Question

Find the length of the line segments with the following end point coordinates. Give your answers to $$3$$ significant figures. $$(-1,-1)$$, $$(-5,9)$$

Answer

**step1** Understanding the problem

We are given two points with coordinates: $$(-1,-1)$$ and $$(-5,9)$$. We need to find the length of the straight line segment that connects these two points. We also need to give the final answer rounded to 3 significant figures.

**step2** Determining the horizontal change between the points

To find the horizontal change, we look at how far apart the x-coordinates of the two points are on a number line.
The x-coordinate of the first point is $$-1$$.
The x-coordinate of the second point is $$-5$$.
To find the distance between them, we can subtract the smaller value from the larger value, or calculate the absolute difference.
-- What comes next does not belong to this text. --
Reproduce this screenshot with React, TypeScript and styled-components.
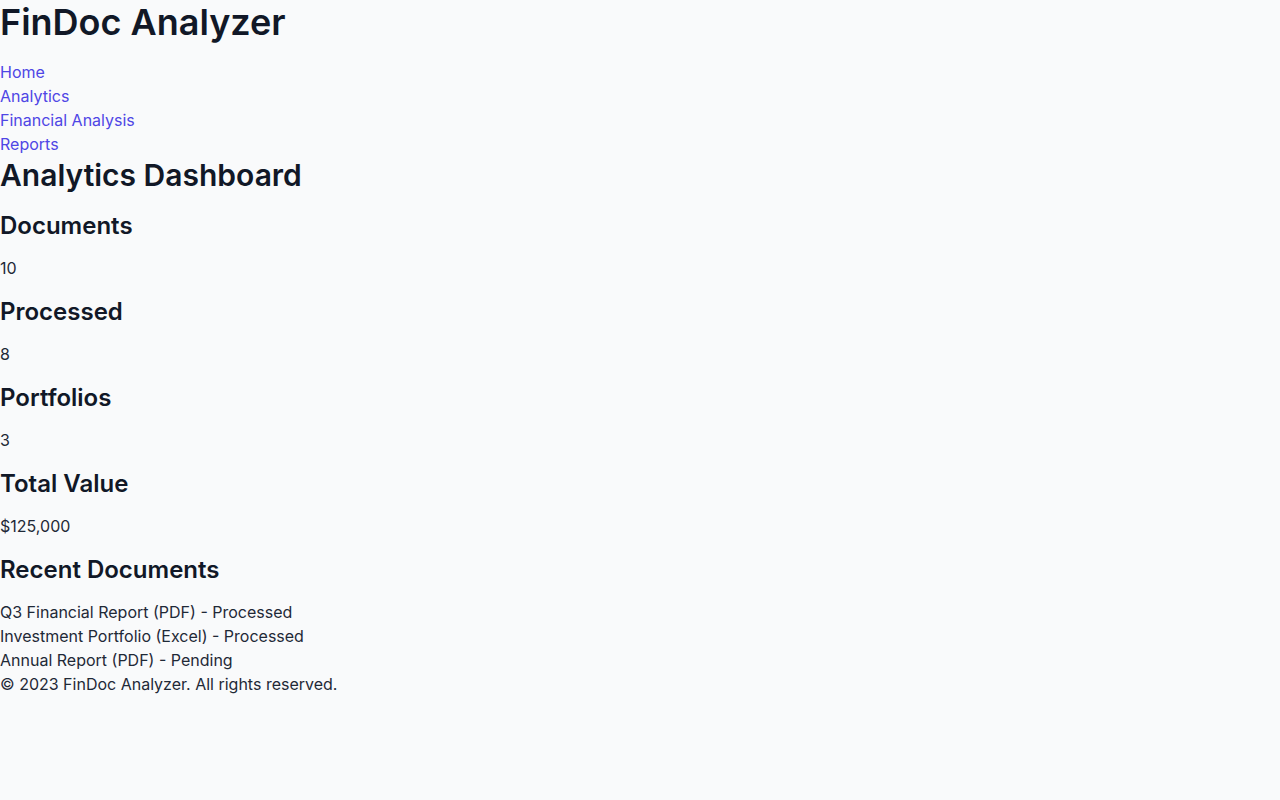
import React from "react";
import styled, { createGlobalStyle } from "styled-components";

const Global = createGlobalStyle`
  html, body { margin: 0; padding: 0; }
  body {
    background: #f9fafb;
    color: #1f2937;
    font-family: Inter, "Noto Sans", sans-serif;
    font-size: 16px;
    line-height: 24px;
  }
  * { box-sizing: border-box; }
`;

const Header = styled.header`
  display: flex;
  flex-direction: column;
`;

const Title = styled.h1`
  margin: 0 0 15px;
  font-size: 36px;
  line-height: 45px;
  font-weight: 600;
  color: #111827;
`;

const Nav = styled.nav`
  display: flex;
  flex-direction: column;
`;

const NavLink = styled.a`
  color: #4f46e5;
  text-decoration: none;
  font-size: 16px;
  line-height: 24px;
`;

const Main = styled.main`
  display: flex;
  flex-direction: column;
`;

const PageTitle = styled.h2`
  margin: 0;
  font-size: 30px;
  line-height: 38px;
  font-weight: 600;
  color: #111827;
`;

const SectionTitle = styled.h3`
  margin: 16px 0 0;
  font-size: 24px;
  line-height: 32px;
  font-weight: 600;
  color: #111827;
`;

const Value = styled.p`
  margin: 14px 0 0;
`;

const List = styled.ul`
  list-style: none;
  margin: 14px 0 0;
  padding: 0;
`;

const Item = styled.li``;

const Footer = styled.footer``;

const stats = [
  ["Documents", "10"],
  ["Processed", "8"],
  ["Portfolios", "3"],
  ["Total Value", "$125,000"],
];

export default function App() {
  return (
    <>
      <Global />
      <Header>
        <Title>FinDoc Analyzer</Title>
        <Nav>
          <NavLink href="#">Home</NavLink>
          <NavLink href="#">Analytics</NavLink>
          <NavLink href="#">Financial Analysis</NavLink>
          <NavLink href="#">Reports</NavLink>
        </Nav>
      </Header>
      <Main>
        <PageTitle>Analytics Dashboard</PageTitle>
        {stats.map(([label, value]) => (
          <React.Fragment key={label}>
            <SectionTitle>{label}</SectionTitle>
            <Value>{value}</Value>
          </React.Fragment>
        ))}
        <SectionTitle>Recent Documents</SectionTitle>
        <List>
          <Item>Q3 Financial Report (PDF) - Processed</Item>
          <Item>Investment Portfolio (Excel) - Processed</Item>
          <Item>Annual Report (PDF) - Pending</Item>
        </List>
      </Main>
      <Footer>© 2023 FinDoc Analyzer. All rights reserved.</Footer>
    </>
  );
}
The difference in x-coordinates is $$-5 - (-1) = -5 + 1 = -4$$.
The absolute horizontal distance, which is the length regardless of direction, is $$4$$.

**step3** Determining the vertical change between the points

To find the vertical change, we look at how far apart the y-coordinates of the two points are on a number line.
The y-coordinate of the first point is $$-1$$.
The y-coordinate of the second point is $$9$$.
To find the distance between them, we can subtract the smaller value from the larger value. The difference in y-coordinates is $$9 - (-1) = 9 + 1 = 10$$.
The absolute vertical distance is $$10$$.

**step4** Applying the distance principle

Imagine drawing a path from the first point to the second point by first moving horizontally and then vertically. This forms a right-angled triangle where the horizontal change (4 units) is one side, the vertical change (10 units) is another side, and the line segment we want to find the length of is the longest side (the hypotenuse).
To find the length of this longest side, we use a mathematical principle: "The square of the length of the line segment is equal to the sum of the squares of the horizontal change and the vertical change." This means we multiply each change by itself, add the results, and then find the number that, when multiplied by itself, gives this sum (this is called finding the square root).

**step5** Calculating the squares of the changes

First, we square the horizontal distance: $$4 \times 4 = 16$$.
Next, we square the vertical distance: $$10 \times 10 = 100$$.

**step6** Summing the squared changes

Now, we add the squared horizontal distance and the squared vertical distance together: $$16 + 100 = 116$$.

**step7** Finding the square root to get the length

The length of the line segment is the number whose square is $$116$$. We find this by taking the square root of $$116$$.
$$\sqrt{116} \approx 10.7703296$$

**step8** Rounding to 3 significant figures

We need to round the calculated length, $$10.7703296$$, to 3 significant figures.
The first significant figure is 1.
The second significant figure is 0.
The third significant figure is 7.
The digit immediately following the third significant figure is 7. Since this digit (7) is 5 or greater, we round up the third significant figure (7) by adding 1 to it. So, 7 becomes 8.
Therefore, the length of the line segment rounded to 3 significant figures is $$10.8$$.